Et pourtant, je suis en total désaccord avec cette idée de renommer Maurice-Richard ce nouveau pont Champlain, déjà impopulaire puisqu’on tient mordicus à ce qu’il soit payant. Le ministre Lebel, ministre de plusieurs choses, dont l’Infrastructure, a indiqué que le nom du grand Maurice s’était démarqué parmi les suggestions pour la nouvelle infrastructure qui remplacera le brinquebalant et vétuste pont Champlain. «Les gens nous disent que c’est un digne représentant du Québec, qui faisait l’unanimité.» Qui ça les gens? Un sondage mené à la sortie d’un match de hockey au Centre Bell ou chez les adorateurs de Ron Fournier?
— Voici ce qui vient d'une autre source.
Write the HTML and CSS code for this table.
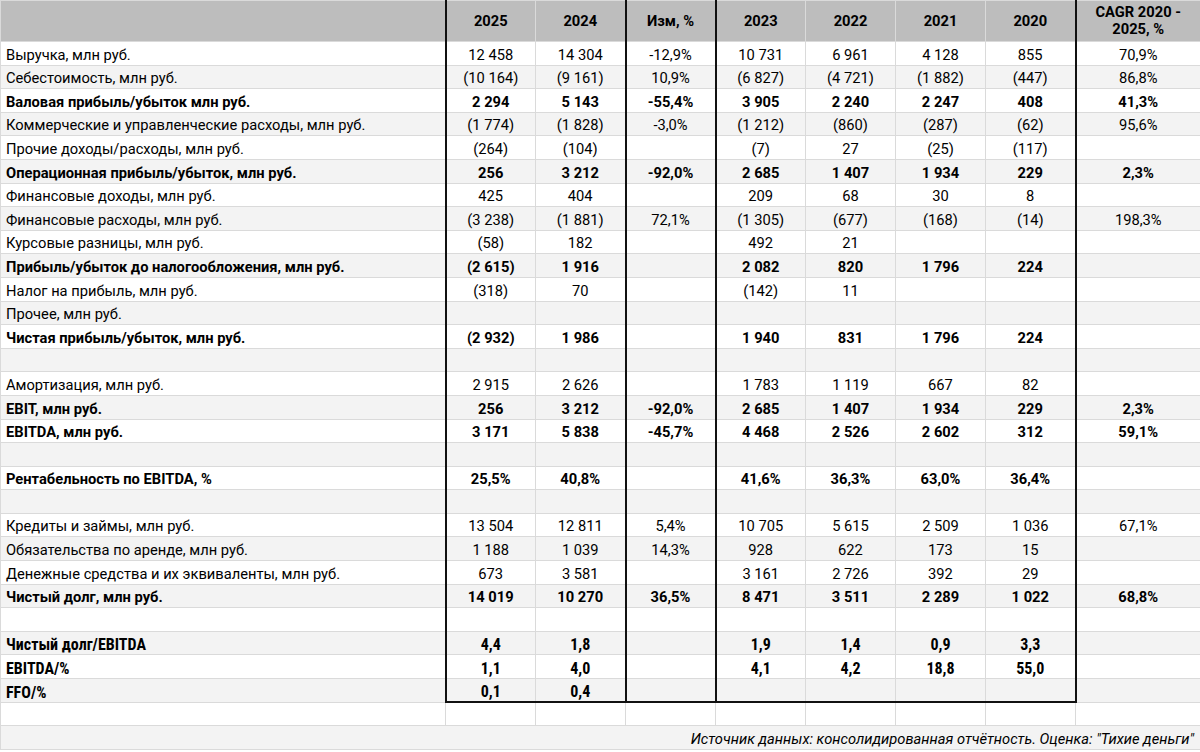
FILE: index.html
```html
<!DOCTYPE html>
<html lang="ru">
<head>
<meta charset="utf-8">
<title>Финансовые показатели</title>
<link rel="stylesheet" href="styles.css">
</head>
<body>
<table class="sheet">
<colgroup>
<col class="c-lbl"><col class="c-num"><col class="c-num"><col class="c-num"><col class="c-num"><col class="c-num"><col class="c-num"><col class="c-num"><col class="c-cagr">
</colgroup>
<thead>
<tr class="box"><th></th><th>2025</th><th>2024</th><th>Изм, %</th><th>2023</th><th>2022</th><th>2021</th><th>2020</th><th class="wrap">CAGR 2020 -<br>2025, %</th></tr>
</thead>
<tbody>
<tr class="box w"><td class="lbl">Выручка, млн руб.</td><td>12 458</td><td>14 304</td><td>-12,9%</td><td>10 731</td><td>6 961</td><td>4 128</td><td>855</td><td>70,9%</td></tr>
<tr class="box g"><td class="lbl">Себестоимость, млн руб.</td><td>(10 164)</td><td>(9 161)</td><td>10,9%</td><td>(6 827)</td><td>(4 721)</td><td>(1 882)</td><td>(447)</td><td>86,8%</td></tr>
<tr class="box w b"><td class="lbl">Валовая прибыль/убыток млн руб.</td><td>2 294</td><td>5 143</td><td>-55,4%</td><td>3 905</td><td>2 240</td><td>2 247</td><td>408</td><td>41,3%</td></tr>
<tr class="box g"><td class="lbl">Коммерческие и управленческие расходы, млн руб.</td><td>(1 774)</td><td>(1 828)</td><td>-3,0%</td><td>(1 212)</td><td>(860)</td><td>(287)</td><td>(62)</td><td>95,6%</td></tr>
<tr class="box w"><td class="lbl">Прочие доходы/расходы, млн руб.</td><td>(264)</td><td>(104)</td><td></td><td>(7)</td><td>27</td><td>(25)</td><td>(117)</td><td></td></tr>
<tr class="box g b"><td class="lbl">Операционная прибыль/убыток, млн руб.</td><td>256</td><td>3 212</td><td>-92,0%</td><td>2 685</td><td>1 407</td><td>1 934</td><td>229</td><td>2,3%</td></tr>
<tr class="box w"><td class="lbl">Финансовые доходы, млн руб.</td><td>425</td><td>404</td><td></td><td>209</td><td>68</td><td>30</td><td>8</td><td></td></tr>
<tr class="box g"><td class="lbl">Финансовые расходы, млн руб.</td><td>(3 238)</td><td>(1 881)</td><td>72,1%</td><td>(1 305)</td><td>(677)</td><td>(168)</td><td>(14)</td><td>198,3%</td></tr>
<tr class="box w"><td class="lbl">Курсовые разницы, млн руб.</td><td>(58)</td><td>182</td><td></td><td>492</td><td>21</td><td></td><td></td><td></td></tr>
<tr class="box g b"><td class="lbl">Прибыль/убыток до налогообложения, млн руб.</td><td>(2 615)</td><td>1 916</td><td></td><td>2 082</td><td>820</td><td>1 796</td><td>224</td><td></td></tr>
<tr class="box w"><td class="lbl">Налог на прибыль, млн руб.</td><td>(318)</td><td>70</td><td></td><td>(142)</td><td>11</td><td></td><td></td><td></td></tr>
<tr class="box g"><td class="lbl">Прочее, млн руб.</td><td></td><td></td><td></td><td></td><td></td><td></td><td></td><td></td></tr>
<tr class="box w b"><td class="lbl">Чистая прибыль/убыток, млн руб.</td><td>(2 932)</td><td>1 986</td><td></td><td>1 940</td><td>831</td><td>1 796</td><td>224</td><td></td></tr>
<tr class="box g"><td class="lbl"></td><td></td><td></td><td></td><td></td><td></td><td></td><td></td><td></td></tr>
<tr class="box w"><td class="lbl">Амортизация, млн руб.</td><td>2 915</td><td>2 626</td><td></td><td>1 783</td><td>1 119</td><td>667</td><td>82</td><td></td></tr>
<tr class="box g b"><td class="lbl">EBIT, млн руб.</td><td>256</td><td>3 212</td><td>-92,0%</td><td>2 685</td><td>1 407</td><td>1 934</td><td>229</td><td>2,3%</td></tr>
<tr class="box w b"><td class="lbl">EBITDA, млн руб.</td><td>3 171</td><td>5 838</td><td>-45,7%</td><td>4 468</td><td>2 526</td><td>2 602</td><td>312</td><td>59,1%</td></tr>
<tr class="box g"><td class="lbl"></td><td></td><td></td><td></td><td></td><td></td><td></td><td></td><td></td></tr>
<tr class="box w b"><td class="lbl">Рентабельность по EBITDA, %</td><td>25,5%</td><td>40,8%</td><td></td><td>41,6%</td><td>36,3%</td><td>63,0%</td><td>36,4%</td><td></td></tr>
<tr class="box g"><td class="lbl"></td><td></td><td></td><td></td><td></td><td></td><td></td><td></td><td></td></tr>
<tr class="box w"><td class="lbl">Кредиты и займы, млн руб.</td><td>13 504</td><td>12 811</td><td>5,4%</td><td>10 705</td><td>5 615</td><td>2 509</td><td>1 036</td><td>67,1%</td></tr>
<tr class="box g"><td class="lbl">Обязательства по аренде, млн руб.</td><td>1 188</td><td>1 039</td><td>14,3%</td><td>928</td><td>622</td><td>173</td><td>15</td><td></td></tr>
<tr class="box w"><td class="lbl">Денежные средства и их эквиваленты, млн руб.</td><td>673</td><td>3 581</td><td></td><td>3 161</td><td>2 726</td><td>392</td><td>29</td><td></td></tr>
<tr class="box g b"><td class="lbl">Чистый долг, млн руб.</td><td>14 019</td><td>10 270</td><td>36,5%</td><td>8 471</td><td>3 511</td><td>2 289</td><td>1 022</td><td>68,8%</td></tr>
<tr class="box w"><td class="lbl"></td><td></td><td></td><td></td><td></td><td></td><td></td><td></td><td></td></tr>
<tr class="box g b c"><td class="lbl">Чистый долг/EBITDA</td><td>4,4</td><td>1,8</td><td></td><td>1,9</td><td>1,4</td><td>0,9</td><td>3,3</td><td></td></tr>
<tr class="box w b c"><td class="lbl">EBITDA/%</td><td>1,1</td><td>4,0</td><td></td><td>4,1</td><td>4,2</td><td>18,8</td><td>55,0</td><td></td></tr>
<tr class="box g b c last"><td class="lbl">FFO/%</td><td>0,1</td><td>0,4</td><td></td><td></td><td></td><td></td><td></td><td></td></tr>
<tr class="w"><td class="lbl"></td><td></td><td></td><td></td><td></td><td></td><td></td><td></td><td></td></tr>
<tr class="g"><td class="source" colspan="9">Источник данных: консолидированная отчётность. Оценка: "Тихие деньги"</td></tr>
</tbody>
</table>
</body>
</html>
```

FILE: styles.css
```css
* {
  box-sizing: border-box;
}

html,
body {
  margin: 0;
  padding: 0;
  background: #ffffff;
}

body {
  font-family: Roboto, "Noto Sans", "Liberation Sans", sans-serif;
  font-size: 14.7px;
  color: #000000;
}

.sheet {
  border-collapse: collapse;
  table-layout: fixed;
  width: 1200px;
}

.c-lbl {
  width: 445px;
}

.c-num {
  width: 90px;
}

.c-cagr {
  width: 125px;
}

.sheet th,
.sheet td {
  border: 1px solid #dadada;
  padding: 0 5px 1px;
  height: 23.6px;
  white-space: nowrap;
  overflow: hidden;
  text-align: center;
  vertical-align: bottom;
  line-height: 17px;
}

.sheet th {
  height: 41px;
  padding: 0 5px;
  background: #bdbdbd;
  font-weight: 700;
  vertical-align: middle;
}

.sheet .wrap {
  white-space: normal;
}

.w {
  background: #ffffff;
}

.g {
  background: #f3f3f3;
}

.b td {
  font-weight: 700;
}

.c td {
  font-family: "Roboto Condensed", "Liberation Sans Narrow", "DejaVu Sans Condensed", sans-serif;
  font-size: 16px;
}

.sheet td.lbl {
  text-align: left;
}

.box > :nth-child(2),
.box > :nth-child(4),
.box > :nth-child(5),
.box > :nth-child(9) {
  border-left: 2px solid #111111;
}

.last > :nth-child(n+2):nth-child(-n+8) {
  border-bottom: 2px solid #111111;
}

.sheet td.source {
  text-align: right;
  font-style: italic;
  padding-right: 6px;
}
```
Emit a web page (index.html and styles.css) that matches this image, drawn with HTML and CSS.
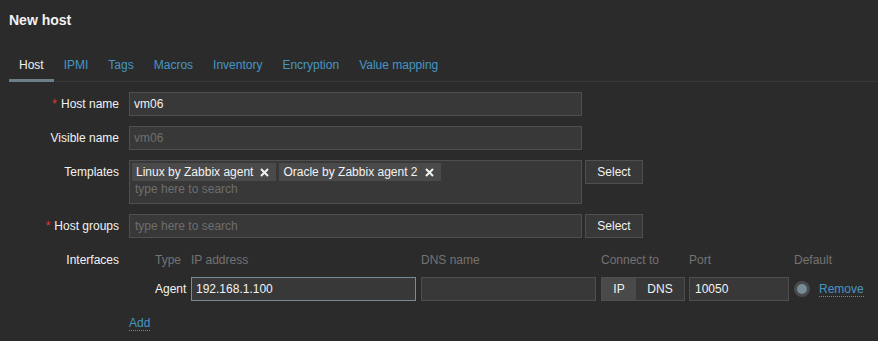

À la décharge du ministre, à son cabinet comme à celui du premier ministre Harper, on dit du bout des lèvres que «aucune décision n’a été prise à cet égard.» Je vais laisser aux historiens et aux experts toponymiques le soin de discuter des mérites respectifs du fondateur de Québec et du plus spectaculaire joueur à avoir porté l’uniforme tricolore.

J’ai lu par contre que la famille Richard a déjà indiqué qu’elle ne voudrait pas que le nom de leur père soit sujet de controverse. Malheureusement, c’est déjà le cas. Les Richard, Maurice, Henri et leurs descendants, n’ont jamais été friands ni de publicité ni d’honneurs. Au lendemain de l’émeute de 1955, Maurice Richard ne comprenait pas comment sa suspension avait pu provoquer une telle réaction et il avait accepté de parler à la radio de CKAC pour implorer le public de garder le calme. En 1996, acclamé à n’en plus finir à la fermeture du Forum, il avait dit: «J’ai bien aimé les applaudissements, mais qu’est-ce qu’ils applaudissaient au juste?»

Quant à moi, si on veut honorer le nom de Maurice Richard, qu’on le fasse donc en rebaptisant en son nom le Centre Bell. Malheureusement, on voit mal comment un riche commanditaire consentira à renoncer à sa publicité tout comme il est difficile d’empêcher la classe politique de tirer avantage de la popularité d’un héros, surtout en année électorale. Puisque semble-t-il aucune décision n’a été prise, pourquoi justement ne pas consulter la famille Richard?